As the rabbis known as the Tosafot (medieval France and Germany) later explained, “A mezuzah is made for protection."12 So it doesn’t make sense to say “It’s not my house. I don’t need a mezuzah.” You’re living there. You need protection.

Art by Rivka Korf Studio
Art by Rivka Korf Studio

Must be, then, that when the Torah says, “on the doorposts of your house” it means something else. And indeed, the Talmud tells us it means that the mezuzah has to be on your right as you enter, not as you leave.13 (It’s a play on words that only makes sense in Hebrew. But it works.)

Strong language, right? “A mezuzah is made for protection.” Not that you get protection as a reward, but that's what it does. It's a protective device. Intrinsically.

So are the Tosafot rabbis going head to head with Rabbi Dr. Rambam? After all, that's perfectly kosher—11th-century French halachists are allowed to disagree with 12th-century Egyptian ones. They often do.

Maybe, then, what we have here is one of those classic divisions of halachic opinions into two camps: The extrinsic reward of Maimonideans and the intrinsic protection of Tosafot.

Neat. But it doesn't fly. As we see from…

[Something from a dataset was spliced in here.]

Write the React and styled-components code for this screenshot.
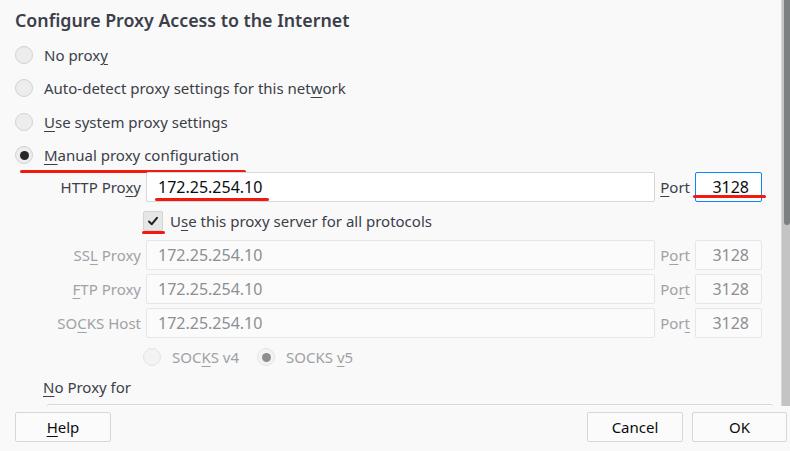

Case Two: The Thick Doorway

You've just moved into a palatial mansion in Boca Raton that will wow your friends and business associates to the ceiling. Problem: The walls are two feet thick at places. And that makes an issue with your mezuzahs. Where do you place them? On the inner end of the doorway? The outer end? Or maybe the middle?

You make a video call to your rabbi and provide him a walkthrough. He instructs you to place the mezuzah on the outer end of the entrance.

Okay, you say. But why? (Jews always ask why. Why? Because how else are you going to learn?)

So he explains that it's actually a discussion in the Talmud.14 And the conclusion is as he said: The mezuzah goes on the entrance-end.

Why? It's a protective device. Intrinsically.

The Talmud provides two lines of reasoning: One, so that you meet the mezuzah as soon as you enter. Two, that of Rav Chanina from Sura: "So that more space gets protected."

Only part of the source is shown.